The next day, my older brother and sister came home with my younger brother. We were lucky. No one was hurt. Even the cats and dogs escaped. But the house was seriously damaged. From the street, you couldn’t tell the house had burned. As it was a brick house, I can’t say it burned down. More like it was burned out. We walked the house and comedy relief took over. “Remember that spot on the carpet by the fireplace? Well you don’t have to worry about it anymore!” We joked in our shock and dismay. A neighbor came over and chastised us for burning the house down. NOT what we needed to hear. PSA: Take my advice. That is not a good thing to say to someone whose house has just burned down.

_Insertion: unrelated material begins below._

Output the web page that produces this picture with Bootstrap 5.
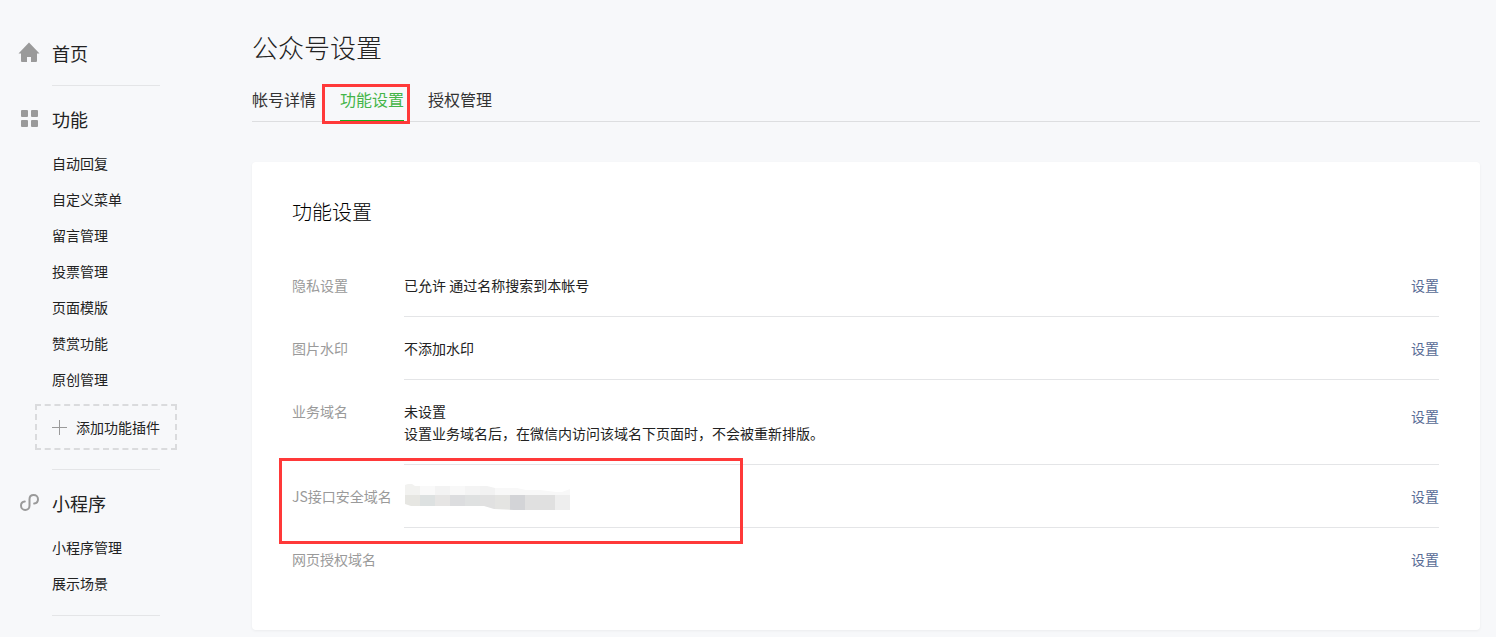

Everything that was not scorched or melted was smoke damaged. Anything manufactured with any plastic was melted into shapes making a guessing game of what it had been. The telephone had melted down the wall. It still worked, but it was like a Salvatore Dali painting. A wall of book cases was charred. Curtain rods drooped and clothes singed off wire hangers were clumped on closet floors. Hollow core doors were burned through revealing the cardboard spacers inside. The wool carpet was singed flat and half burned furniture was thrown throughout the back yard by the firemen. And the smell. There is nothing like the smell of a fire. My memory of that smell will never go away.
Fires can be a dramatic plot twist for a movie, but in real life they have deadly consequences and life long effects. The house took over 6 months to rebuild. The burned lungs would take a few weeks to heal. Though some effects were longer lasting. For years, I would wake in the middle of the night and get up to touch the walls. Beige walls were the worse as they reminded me of the smoky haze. I would touch the walls to make sure they were cool. And I am super conscious of anything that heats up. Although the cause of the fire was a cigarette that fell out of an ashtray onto a sofa, I love automatic shut offs! Electrical items, especially when they are malfunctioning, terrify me. But I know how blessed we were to survive this fire. Watching fire movies have a visceral affect on me that I don’t wish on anyone.